→ **Exercise goal**
Find the number of lines containing the string "that" in the data. Answer with the number by itself.

→ **Data entries**
┌──

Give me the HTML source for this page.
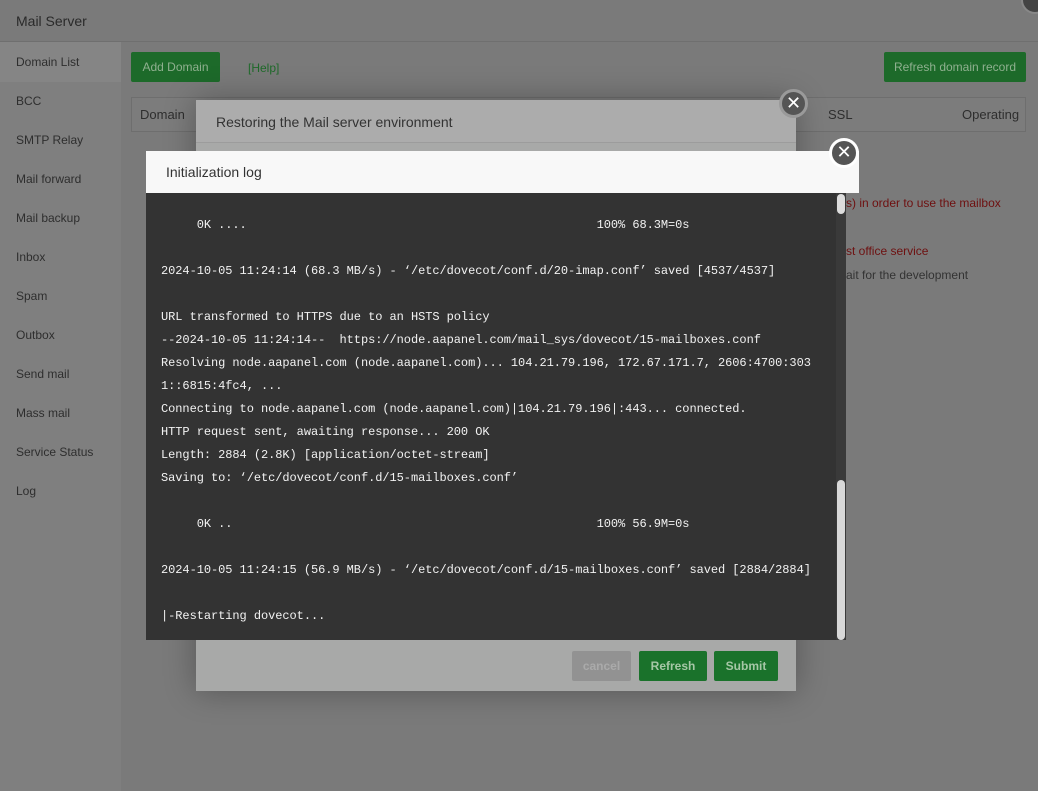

└──
┌──

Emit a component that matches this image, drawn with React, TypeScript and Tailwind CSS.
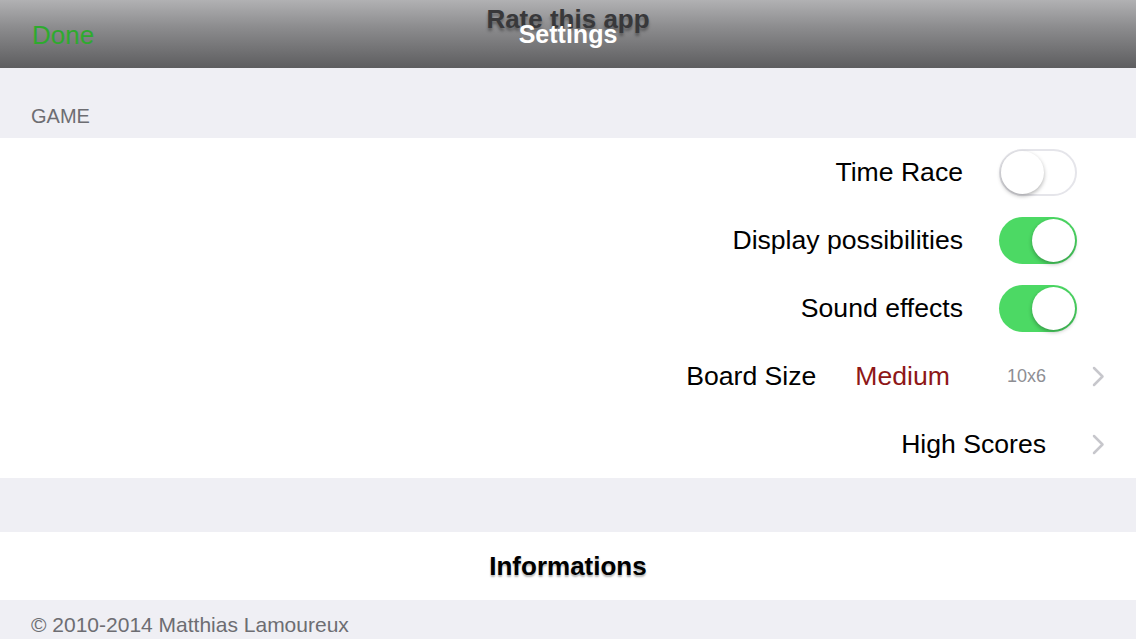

└──
┌──

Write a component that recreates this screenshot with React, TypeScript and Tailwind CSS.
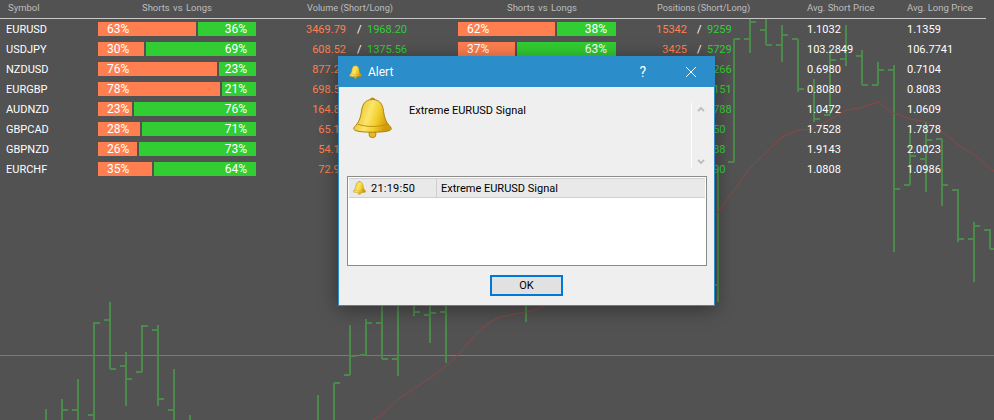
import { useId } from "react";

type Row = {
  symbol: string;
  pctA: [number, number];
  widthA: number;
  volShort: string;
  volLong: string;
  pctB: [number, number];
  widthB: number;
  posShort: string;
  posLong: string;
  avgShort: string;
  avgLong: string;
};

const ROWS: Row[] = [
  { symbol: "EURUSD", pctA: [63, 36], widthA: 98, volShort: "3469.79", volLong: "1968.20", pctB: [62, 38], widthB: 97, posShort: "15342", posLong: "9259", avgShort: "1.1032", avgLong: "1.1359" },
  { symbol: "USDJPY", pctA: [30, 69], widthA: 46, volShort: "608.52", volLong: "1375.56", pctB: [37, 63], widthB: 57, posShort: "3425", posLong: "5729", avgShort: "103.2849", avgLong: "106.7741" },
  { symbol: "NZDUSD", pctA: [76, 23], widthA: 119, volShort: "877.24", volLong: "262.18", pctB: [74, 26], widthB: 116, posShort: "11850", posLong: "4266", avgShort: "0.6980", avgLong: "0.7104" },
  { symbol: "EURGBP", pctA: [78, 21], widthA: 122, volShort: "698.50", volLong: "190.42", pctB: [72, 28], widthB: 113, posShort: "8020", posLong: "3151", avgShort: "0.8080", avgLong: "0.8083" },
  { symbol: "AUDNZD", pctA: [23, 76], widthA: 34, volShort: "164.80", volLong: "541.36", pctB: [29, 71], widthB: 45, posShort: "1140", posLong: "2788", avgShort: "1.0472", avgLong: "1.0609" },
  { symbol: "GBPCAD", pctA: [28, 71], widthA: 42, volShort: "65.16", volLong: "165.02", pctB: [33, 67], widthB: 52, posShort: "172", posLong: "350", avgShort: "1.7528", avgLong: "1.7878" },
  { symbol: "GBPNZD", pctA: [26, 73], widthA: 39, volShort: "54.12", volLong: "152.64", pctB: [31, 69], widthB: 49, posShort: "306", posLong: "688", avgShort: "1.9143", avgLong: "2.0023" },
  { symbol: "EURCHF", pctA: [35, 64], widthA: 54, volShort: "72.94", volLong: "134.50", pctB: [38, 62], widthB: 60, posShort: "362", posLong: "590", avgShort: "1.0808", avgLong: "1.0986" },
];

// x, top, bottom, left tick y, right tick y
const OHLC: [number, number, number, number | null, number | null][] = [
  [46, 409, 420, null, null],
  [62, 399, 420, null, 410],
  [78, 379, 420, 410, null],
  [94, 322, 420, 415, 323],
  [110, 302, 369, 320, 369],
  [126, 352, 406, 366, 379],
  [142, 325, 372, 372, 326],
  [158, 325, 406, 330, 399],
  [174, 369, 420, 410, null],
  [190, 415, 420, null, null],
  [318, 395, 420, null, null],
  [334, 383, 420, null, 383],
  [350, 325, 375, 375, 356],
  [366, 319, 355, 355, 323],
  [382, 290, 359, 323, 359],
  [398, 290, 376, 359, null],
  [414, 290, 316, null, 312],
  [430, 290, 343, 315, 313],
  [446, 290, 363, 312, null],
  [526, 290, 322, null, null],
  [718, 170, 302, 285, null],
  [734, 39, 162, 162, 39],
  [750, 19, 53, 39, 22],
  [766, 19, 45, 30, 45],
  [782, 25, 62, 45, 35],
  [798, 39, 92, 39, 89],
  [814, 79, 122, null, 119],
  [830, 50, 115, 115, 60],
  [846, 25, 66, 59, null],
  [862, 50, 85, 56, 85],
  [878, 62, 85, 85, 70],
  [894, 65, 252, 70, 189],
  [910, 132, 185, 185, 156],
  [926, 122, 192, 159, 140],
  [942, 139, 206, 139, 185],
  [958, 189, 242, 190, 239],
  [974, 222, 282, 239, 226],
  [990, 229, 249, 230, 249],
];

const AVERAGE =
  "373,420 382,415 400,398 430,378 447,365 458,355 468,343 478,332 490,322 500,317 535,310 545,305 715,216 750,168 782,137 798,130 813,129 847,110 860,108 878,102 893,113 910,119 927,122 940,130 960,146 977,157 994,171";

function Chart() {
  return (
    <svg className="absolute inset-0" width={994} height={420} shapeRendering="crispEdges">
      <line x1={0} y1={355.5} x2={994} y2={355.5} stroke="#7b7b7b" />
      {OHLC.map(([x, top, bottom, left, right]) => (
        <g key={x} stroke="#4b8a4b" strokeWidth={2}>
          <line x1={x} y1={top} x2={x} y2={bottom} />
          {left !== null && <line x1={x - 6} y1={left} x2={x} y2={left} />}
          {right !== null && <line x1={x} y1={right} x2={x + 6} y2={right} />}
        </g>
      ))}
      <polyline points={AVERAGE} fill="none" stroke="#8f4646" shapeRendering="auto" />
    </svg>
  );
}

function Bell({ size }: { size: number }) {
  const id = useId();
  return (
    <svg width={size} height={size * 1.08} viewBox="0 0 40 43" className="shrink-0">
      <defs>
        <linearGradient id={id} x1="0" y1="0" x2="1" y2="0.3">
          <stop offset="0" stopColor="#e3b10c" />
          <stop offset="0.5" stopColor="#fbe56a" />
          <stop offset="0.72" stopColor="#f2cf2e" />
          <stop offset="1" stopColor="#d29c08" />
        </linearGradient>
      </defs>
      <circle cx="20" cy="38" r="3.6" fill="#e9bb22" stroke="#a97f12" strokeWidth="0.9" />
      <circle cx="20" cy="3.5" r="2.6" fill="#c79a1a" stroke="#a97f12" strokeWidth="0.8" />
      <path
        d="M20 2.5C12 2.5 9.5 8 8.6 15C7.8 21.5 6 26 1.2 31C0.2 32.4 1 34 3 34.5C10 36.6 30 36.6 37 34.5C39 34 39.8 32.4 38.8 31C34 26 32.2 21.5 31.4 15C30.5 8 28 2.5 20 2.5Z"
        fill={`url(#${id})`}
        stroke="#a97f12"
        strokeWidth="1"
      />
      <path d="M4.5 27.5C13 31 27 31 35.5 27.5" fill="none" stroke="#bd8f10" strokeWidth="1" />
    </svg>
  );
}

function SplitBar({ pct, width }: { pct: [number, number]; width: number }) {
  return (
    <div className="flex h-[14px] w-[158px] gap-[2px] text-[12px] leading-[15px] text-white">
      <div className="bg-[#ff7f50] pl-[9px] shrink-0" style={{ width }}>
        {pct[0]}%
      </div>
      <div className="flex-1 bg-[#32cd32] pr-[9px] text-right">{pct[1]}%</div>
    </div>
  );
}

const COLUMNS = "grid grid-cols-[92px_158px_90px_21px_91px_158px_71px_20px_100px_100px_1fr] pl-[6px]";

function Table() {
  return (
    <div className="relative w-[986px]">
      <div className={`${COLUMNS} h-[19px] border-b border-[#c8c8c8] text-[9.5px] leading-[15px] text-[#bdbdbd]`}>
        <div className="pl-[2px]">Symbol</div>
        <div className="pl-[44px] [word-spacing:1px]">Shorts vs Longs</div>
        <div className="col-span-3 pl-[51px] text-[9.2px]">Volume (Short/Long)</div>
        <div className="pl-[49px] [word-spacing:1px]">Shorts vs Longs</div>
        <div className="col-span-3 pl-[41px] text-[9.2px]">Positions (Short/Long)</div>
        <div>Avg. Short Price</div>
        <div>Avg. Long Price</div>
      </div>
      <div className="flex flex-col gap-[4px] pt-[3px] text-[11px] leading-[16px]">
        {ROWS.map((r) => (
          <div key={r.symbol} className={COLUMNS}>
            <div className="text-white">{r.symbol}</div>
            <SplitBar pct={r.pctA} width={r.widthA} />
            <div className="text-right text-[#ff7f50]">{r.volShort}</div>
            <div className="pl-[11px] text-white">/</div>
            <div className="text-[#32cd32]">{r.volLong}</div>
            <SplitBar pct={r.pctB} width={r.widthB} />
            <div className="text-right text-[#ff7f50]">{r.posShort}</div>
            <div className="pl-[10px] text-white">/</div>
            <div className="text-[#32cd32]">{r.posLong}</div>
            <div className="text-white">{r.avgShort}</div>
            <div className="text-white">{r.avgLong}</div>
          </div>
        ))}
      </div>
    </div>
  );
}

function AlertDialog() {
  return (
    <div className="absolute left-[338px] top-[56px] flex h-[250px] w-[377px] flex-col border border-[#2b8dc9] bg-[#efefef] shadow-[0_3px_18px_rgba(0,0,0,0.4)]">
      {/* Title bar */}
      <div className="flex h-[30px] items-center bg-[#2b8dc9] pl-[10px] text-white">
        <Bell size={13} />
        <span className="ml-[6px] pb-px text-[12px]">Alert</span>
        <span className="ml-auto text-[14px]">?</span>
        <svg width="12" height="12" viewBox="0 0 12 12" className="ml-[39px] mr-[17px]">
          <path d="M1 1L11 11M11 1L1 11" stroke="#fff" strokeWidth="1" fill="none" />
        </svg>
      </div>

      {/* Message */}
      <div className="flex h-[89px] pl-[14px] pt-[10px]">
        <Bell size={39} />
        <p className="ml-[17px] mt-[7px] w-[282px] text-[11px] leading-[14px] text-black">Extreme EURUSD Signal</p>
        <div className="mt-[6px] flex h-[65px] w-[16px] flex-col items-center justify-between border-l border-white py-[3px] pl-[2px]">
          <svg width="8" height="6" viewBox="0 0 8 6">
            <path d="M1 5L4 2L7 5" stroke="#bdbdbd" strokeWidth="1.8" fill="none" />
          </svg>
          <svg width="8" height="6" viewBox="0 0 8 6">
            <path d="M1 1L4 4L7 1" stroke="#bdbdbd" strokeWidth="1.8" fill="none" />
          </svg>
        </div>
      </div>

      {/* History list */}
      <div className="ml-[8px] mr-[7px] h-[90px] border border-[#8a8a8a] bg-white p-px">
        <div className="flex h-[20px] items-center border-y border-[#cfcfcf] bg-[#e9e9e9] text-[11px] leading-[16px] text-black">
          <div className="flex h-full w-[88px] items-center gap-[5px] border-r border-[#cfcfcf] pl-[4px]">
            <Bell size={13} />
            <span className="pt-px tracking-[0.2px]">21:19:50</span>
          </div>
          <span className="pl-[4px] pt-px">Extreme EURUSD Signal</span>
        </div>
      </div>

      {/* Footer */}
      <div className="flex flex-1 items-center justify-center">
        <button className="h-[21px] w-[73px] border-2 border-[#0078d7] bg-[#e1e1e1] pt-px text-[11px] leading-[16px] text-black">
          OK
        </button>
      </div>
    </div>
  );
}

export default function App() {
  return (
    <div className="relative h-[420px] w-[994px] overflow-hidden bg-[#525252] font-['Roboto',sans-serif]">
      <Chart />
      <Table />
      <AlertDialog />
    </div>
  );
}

└──

→ **Correct response**
2